(GIVEN PROBLEM): Pull every line holding the string "index" from the records below.
[START OF INPUT]
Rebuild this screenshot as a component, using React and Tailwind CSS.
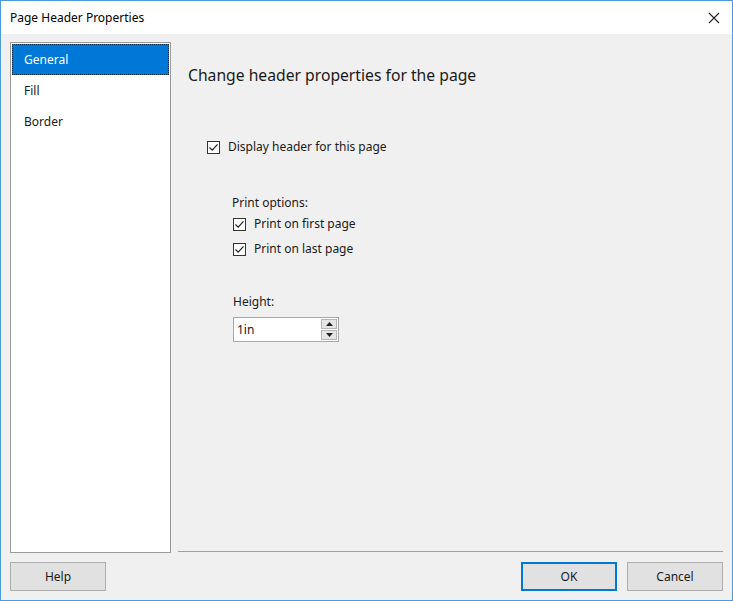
[END OF INPUT]
[START OF INPUT]
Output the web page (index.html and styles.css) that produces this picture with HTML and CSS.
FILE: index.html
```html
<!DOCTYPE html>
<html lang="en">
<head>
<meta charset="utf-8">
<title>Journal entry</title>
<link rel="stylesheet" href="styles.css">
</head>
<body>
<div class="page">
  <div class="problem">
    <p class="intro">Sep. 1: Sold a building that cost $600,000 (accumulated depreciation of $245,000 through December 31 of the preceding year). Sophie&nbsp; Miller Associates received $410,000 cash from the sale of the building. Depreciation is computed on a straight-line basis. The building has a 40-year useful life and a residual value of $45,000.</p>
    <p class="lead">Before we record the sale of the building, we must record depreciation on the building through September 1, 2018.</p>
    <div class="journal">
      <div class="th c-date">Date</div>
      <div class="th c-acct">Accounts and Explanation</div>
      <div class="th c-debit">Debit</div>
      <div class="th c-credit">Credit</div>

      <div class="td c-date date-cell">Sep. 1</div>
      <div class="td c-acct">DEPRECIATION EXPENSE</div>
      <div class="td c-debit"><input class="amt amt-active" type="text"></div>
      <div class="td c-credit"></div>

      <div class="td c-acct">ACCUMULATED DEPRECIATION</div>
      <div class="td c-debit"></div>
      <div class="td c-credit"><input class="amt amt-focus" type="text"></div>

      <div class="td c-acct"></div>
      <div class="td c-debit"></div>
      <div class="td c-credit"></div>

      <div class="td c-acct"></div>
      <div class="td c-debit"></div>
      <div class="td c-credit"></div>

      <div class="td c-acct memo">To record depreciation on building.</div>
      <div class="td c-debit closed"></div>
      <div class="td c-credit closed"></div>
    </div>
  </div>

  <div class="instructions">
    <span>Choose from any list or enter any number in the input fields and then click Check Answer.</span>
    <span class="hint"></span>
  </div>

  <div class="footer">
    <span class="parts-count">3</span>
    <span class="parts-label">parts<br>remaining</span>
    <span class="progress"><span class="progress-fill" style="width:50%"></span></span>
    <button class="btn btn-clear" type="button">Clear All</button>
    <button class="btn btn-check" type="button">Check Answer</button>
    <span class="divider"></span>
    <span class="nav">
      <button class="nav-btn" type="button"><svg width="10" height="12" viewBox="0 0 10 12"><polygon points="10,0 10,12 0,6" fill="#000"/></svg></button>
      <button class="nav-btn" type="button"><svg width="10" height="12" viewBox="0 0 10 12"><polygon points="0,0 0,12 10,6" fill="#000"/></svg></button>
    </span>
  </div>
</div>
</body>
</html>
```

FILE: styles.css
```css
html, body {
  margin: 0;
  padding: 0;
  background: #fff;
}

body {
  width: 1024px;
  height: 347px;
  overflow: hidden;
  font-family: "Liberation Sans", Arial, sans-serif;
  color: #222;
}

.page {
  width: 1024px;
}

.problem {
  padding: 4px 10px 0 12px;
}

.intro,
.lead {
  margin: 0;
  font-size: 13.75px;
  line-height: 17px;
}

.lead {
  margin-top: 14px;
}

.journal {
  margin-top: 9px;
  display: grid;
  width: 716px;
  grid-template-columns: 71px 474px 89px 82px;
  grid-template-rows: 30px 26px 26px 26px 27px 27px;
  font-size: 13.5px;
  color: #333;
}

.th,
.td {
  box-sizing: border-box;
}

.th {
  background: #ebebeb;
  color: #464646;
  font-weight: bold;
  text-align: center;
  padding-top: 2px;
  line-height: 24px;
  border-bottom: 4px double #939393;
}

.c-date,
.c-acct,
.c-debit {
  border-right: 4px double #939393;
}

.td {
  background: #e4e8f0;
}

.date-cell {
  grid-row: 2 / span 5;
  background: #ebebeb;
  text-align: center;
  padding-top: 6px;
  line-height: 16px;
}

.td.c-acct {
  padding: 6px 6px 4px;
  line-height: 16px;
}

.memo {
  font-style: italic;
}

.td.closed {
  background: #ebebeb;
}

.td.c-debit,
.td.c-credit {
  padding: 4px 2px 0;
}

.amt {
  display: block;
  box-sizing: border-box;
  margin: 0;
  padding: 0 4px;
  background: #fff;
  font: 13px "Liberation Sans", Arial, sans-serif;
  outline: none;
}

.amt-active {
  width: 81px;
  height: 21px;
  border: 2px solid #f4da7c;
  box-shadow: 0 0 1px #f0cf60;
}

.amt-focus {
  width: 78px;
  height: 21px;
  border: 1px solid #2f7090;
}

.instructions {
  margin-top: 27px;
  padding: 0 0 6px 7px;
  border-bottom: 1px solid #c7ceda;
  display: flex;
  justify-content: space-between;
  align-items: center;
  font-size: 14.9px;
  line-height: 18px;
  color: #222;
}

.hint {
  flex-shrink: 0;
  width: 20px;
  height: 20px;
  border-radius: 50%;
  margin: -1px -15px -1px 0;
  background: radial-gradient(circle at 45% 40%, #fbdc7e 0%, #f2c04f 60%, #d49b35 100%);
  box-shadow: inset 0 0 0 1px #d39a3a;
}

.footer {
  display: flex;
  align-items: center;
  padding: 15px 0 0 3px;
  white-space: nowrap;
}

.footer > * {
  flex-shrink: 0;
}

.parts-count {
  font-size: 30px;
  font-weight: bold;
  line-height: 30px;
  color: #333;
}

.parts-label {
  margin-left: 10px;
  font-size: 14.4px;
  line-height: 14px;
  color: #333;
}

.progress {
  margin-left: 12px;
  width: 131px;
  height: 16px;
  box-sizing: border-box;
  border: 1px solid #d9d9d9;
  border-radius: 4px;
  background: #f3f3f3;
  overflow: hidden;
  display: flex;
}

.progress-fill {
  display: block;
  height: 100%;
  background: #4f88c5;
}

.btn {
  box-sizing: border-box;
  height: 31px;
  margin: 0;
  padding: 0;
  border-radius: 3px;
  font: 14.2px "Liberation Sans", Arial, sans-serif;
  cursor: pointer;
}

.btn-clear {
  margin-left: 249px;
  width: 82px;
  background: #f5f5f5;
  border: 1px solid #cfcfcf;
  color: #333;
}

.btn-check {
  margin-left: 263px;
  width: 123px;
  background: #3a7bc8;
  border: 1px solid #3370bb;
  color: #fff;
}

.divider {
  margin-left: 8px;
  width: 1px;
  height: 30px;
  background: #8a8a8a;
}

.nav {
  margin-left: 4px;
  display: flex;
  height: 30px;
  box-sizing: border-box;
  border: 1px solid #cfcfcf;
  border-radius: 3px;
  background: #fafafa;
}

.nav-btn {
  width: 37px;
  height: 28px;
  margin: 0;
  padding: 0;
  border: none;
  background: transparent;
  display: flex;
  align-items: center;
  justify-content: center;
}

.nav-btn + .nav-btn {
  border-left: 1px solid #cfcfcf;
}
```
[END OF INPUT]
[START OF INPUT]
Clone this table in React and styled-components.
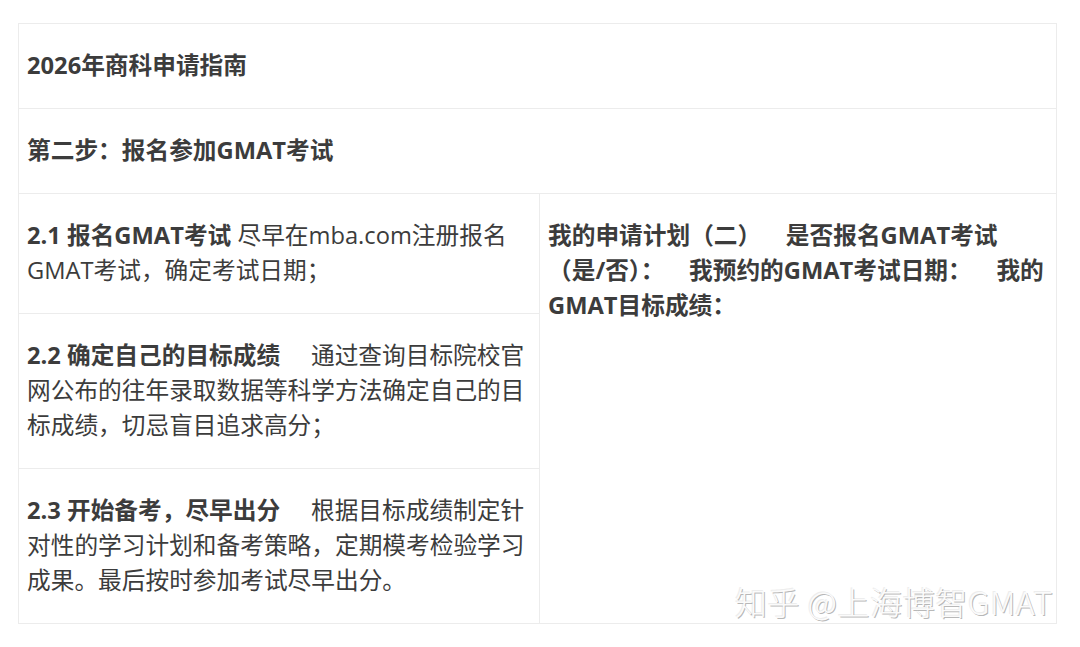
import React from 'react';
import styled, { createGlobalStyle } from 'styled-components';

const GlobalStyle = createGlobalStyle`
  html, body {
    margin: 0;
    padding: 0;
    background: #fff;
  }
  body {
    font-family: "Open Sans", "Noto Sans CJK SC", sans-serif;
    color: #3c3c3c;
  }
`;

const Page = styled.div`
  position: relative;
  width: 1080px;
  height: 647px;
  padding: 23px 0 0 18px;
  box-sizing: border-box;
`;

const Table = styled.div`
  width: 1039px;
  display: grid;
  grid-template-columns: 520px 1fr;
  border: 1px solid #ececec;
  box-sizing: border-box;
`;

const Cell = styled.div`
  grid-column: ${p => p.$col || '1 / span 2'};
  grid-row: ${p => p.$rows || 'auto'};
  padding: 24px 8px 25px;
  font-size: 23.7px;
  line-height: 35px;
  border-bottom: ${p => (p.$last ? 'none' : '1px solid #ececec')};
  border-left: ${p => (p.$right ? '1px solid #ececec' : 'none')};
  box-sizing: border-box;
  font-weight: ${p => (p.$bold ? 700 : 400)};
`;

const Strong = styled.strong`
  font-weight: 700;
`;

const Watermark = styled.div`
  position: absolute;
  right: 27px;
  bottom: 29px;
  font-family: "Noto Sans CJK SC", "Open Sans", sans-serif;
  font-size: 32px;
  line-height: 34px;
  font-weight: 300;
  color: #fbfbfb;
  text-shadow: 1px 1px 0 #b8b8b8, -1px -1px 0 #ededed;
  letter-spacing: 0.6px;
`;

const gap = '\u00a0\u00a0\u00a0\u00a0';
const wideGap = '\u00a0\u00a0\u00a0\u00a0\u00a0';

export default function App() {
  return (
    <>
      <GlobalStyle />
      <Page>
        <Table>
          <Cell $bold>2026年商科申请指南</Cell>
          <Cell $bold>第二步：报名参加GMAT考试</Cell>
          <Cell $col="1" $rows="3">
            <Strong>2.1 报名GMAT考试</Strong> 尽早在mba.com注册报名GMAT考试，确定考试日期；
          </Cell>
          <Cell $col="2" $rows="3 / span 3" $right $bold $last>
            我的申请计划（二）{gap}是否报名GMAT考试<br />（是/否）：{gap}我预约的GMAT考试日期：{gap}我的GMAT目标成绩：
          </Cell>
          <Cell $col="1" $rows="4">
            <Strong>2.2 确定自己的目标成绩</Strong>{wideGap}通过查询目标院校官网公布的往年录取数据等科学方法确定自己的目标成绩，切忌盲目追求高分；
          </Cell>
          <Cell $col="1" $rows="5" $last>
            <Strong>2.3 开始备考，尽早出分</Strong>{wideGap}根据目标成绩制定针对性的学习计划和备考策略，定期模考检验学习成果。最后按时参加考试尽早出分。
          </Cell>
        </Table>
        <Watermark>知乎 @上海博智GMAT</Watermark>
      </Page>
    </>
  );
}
[END OF INPUT]
(SOLUTION):
Output the web page (index.html and styles.css) that produces this picture with HTML and CSS.
FILE: index.html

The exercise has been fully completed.